1. A l'ouest du Chott el-Djérid en Tunisie ?
2. Les éléphants, utilisés plus tard par les armées carthaginoises, disparurent de Tunisie au 1er siècle après Jésus-Christ.
3. Des antilopes ?
4. Des singes cynocéphales probablement (babouins, hamadryas, mandrills).

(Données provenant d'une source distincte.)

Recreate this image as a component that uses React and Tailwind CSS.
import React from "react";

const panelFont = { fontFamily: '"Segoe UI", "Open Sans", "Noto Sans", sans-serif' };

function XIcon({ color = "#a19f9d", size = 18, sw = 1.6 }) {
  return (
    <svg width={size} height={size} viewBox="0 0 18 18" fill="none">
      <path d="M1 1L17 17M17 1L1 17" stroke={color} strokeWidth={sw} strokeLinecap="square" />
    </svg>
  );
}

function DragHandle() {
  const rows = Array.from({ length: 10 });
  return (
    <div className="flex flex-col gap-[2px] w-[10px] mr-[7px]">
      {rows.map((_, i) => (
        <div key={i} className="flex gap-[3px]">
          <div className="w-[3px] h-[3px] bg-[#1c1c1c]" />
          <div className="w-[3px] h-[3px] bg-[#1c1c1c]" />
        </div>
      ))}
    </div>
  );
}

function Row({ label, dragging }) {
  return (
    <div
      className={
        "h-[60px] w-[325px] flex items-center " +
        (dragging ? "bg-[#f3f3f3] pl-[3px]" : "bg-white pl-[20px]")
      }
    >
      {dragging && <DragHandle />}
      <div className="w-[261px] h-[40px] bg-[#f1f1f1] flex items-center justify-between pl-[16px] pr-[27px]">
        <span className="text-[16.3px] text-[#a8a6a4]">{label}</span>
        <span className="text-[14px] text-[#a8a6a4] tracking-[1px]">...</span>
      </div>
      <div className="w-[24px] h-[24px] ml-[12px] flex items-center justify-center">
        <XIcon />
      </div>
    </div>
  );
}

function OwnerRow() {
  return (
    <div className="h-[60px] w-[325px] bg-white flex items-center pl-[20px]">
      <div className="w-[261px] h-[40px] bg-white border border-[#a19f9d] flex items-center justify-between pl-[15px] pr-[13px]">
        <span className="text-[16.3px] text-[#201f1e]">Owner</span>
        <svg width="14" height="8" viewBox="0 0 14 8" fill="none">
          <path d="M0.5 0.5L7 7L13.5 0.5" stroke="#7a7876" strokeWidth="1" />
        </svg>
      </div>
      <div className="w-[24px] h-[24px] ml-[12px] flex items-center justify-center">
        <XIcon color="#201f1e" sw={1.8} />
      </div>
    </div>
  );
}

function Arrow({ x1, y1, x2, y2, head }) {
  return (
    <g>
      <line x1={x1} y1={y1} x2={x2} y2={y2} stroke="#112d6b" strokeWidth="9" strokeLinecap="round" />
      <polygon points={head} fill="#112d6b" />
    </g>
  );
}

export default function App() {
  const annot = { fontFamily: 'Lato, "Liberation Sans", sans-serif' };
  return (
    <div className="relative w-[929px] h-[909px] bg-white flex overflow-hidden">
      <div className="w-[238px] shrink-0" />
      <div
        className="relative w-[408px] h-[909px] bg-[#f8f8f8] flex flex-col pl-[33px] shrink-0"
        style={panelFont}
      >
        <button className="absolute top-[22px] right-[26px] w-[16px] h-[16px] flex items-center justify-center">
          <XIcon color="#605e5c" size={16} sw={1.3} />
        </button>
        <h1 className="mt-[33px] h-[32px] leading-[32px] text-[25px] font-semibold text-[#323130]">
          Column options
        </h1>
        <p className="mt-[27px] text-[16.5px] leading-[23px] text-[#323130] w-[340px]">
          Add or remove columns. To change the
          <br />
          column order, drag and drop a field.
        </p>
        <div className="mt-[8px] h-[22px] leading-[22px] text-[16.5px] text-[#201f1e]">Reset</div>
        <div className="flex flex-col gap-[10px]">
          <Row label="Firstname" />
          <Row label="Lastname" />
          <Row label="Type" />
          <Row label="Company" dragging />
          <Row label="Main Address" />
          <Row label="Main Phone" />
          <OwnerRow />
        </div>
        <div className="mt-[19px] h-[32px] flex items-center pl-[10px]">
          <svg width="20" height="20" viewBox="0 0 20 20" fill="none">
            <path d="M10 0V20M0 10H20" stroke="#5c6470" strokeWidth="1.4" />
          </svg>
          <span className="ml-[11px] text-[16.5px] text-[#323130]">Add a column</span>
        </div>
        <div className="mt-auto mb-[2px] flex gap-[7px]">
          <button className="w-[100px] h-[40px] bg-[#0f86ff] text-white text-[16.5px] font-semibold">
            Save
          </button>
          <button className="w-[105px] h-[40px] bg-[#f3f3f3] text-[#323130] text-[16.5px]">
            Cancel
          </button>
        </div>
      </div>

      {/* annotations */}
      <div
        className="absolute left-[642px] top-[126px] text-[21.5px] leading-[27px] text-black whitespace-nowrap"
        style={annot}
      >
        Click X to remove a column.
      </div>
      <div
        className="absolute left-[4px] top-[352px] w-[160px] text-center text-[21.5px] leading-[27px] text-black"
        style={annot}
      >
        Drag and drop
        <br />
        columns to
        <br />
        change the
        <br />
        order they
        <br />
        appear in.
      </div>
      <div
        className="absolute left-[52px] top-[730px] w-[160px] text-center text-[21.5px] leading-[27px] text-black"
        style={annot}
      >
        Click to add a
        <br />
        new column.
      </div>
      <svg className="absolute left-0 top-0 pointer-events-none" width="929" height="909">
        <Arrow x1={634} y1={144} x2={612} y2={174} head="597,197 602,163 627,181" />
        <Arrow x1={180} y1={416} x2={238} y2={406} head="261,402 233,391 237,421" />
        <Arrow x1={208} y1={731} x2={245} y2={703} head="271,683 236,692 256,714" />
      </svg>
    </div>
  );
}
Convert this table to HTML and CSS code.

5. Peut-être des chimpanzés ou des gorilles.
 
L'Afrique du Nord vue par un Romain du 1er siècle avant Jésus-Christ

Au milieu de vastes déserts s'élevait une grande et forte ville du nom de Capsa (1) [...] Les habitants ne payaient aucun impôt à Jugurtha (2) [...] et, pour cette raison, ils lui étaient demeurés très fidèles ; ils étaient défendus contre l'ennemi, non seulement par des murs, des armes et des hommes, mais surtout par la sauvagerie du pays. En effet, sauf la zone qui touche à la ville, tout le reste de la contrée est désertique, sans culture, sans eau, infesté de serpents dont la cruauté — comme il arrive pour tout les animaux sauvages — augmente quand ils n'ont rien à manger ; sans compter que, par nature, le serpent est surtout dangereux lorsqu'il a soif. (Salluste - Caius Sallustius Crispus)
(Salluste, La Guerre de Jugurtha, livre LXXXIX - traduction de François Richard)

1. La ville de Gafsa, aujourd'hui en Tunisie.
2. Roi numide, battu par les Romains en -107.